■ **What to do**: Below is a listing; copy all of it exactly.
====== Recorded information
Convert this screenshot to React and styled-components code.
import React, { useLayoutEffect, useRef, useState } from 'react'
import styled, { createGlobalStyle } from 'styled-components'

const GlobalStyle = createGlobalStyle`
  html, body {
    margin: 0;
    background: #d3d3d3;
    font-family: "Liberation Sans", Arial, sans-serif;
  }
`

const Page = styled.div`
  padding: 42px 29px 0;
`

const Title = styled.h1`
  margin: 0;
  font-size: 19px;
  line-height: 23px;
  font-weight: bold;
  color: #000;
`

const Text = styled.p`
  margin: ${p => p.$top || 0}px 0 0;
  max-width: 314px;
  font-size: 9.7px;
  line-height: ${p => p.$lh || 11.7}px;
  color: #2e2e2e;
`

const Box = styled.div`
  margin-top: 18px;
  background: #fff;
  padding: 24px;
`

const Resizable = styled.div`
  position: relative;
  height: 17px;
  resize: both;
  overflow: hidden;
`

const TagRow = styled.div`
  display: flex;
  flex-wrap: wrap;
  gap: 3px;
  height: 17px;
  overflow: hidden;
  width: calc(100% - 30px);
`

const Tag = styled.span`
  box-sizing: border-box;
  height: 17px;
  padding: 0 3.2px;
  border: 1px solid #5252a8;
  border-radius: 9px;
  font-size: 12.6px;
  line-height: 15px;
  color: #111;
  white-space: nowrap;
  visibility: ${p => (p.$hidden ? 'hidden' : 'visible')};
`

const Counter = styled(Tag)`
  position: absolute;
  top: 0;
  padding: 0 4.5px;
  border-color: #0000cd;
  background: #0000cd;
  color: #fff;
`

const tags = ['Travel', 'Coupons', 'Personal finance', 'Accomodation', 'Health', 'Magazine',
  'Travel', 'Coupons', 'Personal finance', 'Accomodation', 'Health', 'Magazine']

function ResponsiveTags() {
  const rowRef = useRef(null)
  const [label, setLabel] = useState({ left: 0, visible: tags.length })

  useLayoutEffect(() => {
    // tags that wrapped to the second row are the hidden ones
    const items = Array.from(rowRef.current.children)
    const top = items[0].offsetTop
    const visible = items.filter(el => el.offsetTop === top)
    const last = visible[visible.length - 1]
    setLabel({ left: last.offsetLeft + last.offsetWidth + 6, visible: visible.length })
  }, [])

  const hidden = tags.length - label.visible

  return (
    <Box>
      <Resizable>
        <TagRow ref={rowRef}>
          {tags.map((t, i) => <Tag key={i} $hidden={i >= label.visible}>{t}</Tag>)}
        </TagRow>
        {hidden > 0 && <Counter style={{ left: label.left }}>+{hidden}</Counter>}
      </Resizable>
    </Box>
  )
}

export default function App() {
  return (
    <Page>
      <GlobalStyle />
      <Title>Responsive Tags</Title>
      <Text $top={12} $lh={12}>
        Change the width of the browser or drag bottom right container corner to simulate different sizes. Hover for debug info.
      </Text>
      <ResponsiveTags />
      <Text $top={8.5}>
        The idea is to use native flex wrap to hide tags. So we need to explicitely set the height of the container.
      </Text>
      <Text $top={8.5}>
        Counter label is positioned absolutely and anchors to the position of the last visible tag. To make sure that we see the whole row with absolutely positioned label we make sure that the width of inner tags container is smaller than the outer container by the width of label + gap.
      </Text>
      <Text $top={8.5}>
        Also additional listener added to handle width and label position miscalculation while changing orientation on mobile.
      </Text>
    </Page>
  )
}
============
■ **Final result**:
Convert this screenshot to React and styled-components code.
import React, { useLayoutEffect, useRef, useState } from 'react'
import styled, { createGlobalStyle } from 'styled-components'

const GlobalStyle = createGlobalStyle`
  html, body {
    margin: 0;
    background: #d3d3d3;
    font-family: "Liberation Sans", Arial, sans-serif;
  }
`

const Page = styled.div`
  padding: 42px 29px 0;
`

const Title = styled.h1`
  margin: 0;
  font-size: 19px;
  line-height: 23px;
  font-weight: bold;
  color: #000;
`

const Text = styled.p`
  margin: ${p => p.$top || 0}px 0 0;
  max-width: 314px;
  font-size: 9.7px;
  line-height: ${p => p.$lh || 11.7}px;
  color: #2e2e2e;
`

const Box = styled.div`
  margin-top: 18px;
  background: #fff;
  padding: 24px;
`

const Resizable = styled.div`
  position: relative;
  height: 17px;
  resize: both;
  overflow: hidden;
`

const TagRow = styled.div`
  display: flex;
  flex-wrap: wrap;
  gap: 3px;
  height: 17px;
  overflow: hidden;
  width: calc(100% - 30px);
`

const Tag = styled.span`
  box-sizing: border-box;
  height: 17px;
  padding: 0 3.2px;
  border: 1px solid #5252a8;
  border-radius: 9px;
  font-size: 12.6px;
  line-height: 15px;
  color: #111;
  white-space: nowrap;
  visibility: ${p => (p.$hidden ? 'hidden' : 'visible')};
`

const Counter = styled(Tag)`
  position: absolute;
  top: 0;
  padding: 0 4.5px;
  border-color: #0000cd;
  background: #0000cd;
  color: #fff;
`

const tags = ['Travel', 'Coupons', 'Personal finance', 'Accomodation', 'Health', 'Magazine',
  'Travel', 'Coupons', 'Personal finance', 'Accomodation', 'Health', 'Magazine']

function ResponsiveTags() {
  const rowRef = useRef(null)
  const [label, setLabel] = useState({ left: 0, visible: tags.length })

  useLayoutEffect(() => {
    // tags that wrapped to the second row are the hidden ones
    const items = Array.from(rowRef.current.children)
    const top = items[0].offsetTop
    const visible = items.filter(el => el.offsetTop === top)
    const last = visible[visible.length - 1]
    setLabel({ left: last.offsetLeft + last.offsetWidth + 6, visible: visible.length })
  }, [])

  const hidden = tags.length - label.visible

  return (
    <Box>
      <Resizable>
        <TagRow ref={rowRef}>
          {tags.map((t, i) => <Tag key={i} $hidden={i >= label.visible}>{t}</Tag>)}
        </TagRow>
        {hidden > 0 && <Counter style={{ left: label.left }}>+{hidden}</Counter>}
      </Resizable>
    </Box>
  )
}

export default function App() {
  return (
    <Page>
      <GlobalStyle />
      <Title>Responsive Tags</Title>
      <Text $top={12} $lh={12}>
        Change the width of the browser or drag bottom right container corner to simulate different sizes. Hover for debug info.
      </Text>
      <ResponsiveTags />
      <Text $top={8.5}>
        The idea is to use native flex wrap to hide tags. So we need to explicitely set the height of the container.
      </Text>
      <Text $top={8.5}>
        Counter label is positioned absolutely and anchors to the position of the last visible tag. To make sure that we see the whole row with absolutely positioned label we make sure that the width of inner tags container is smaller than the outer container by the width of label + gap.
      </Text>
      <Text $top={8.5}>
        Also additional listener added to handle width and label position miscalculation while changing orientation on mobile.
      </Text>
    </Page>
  )
}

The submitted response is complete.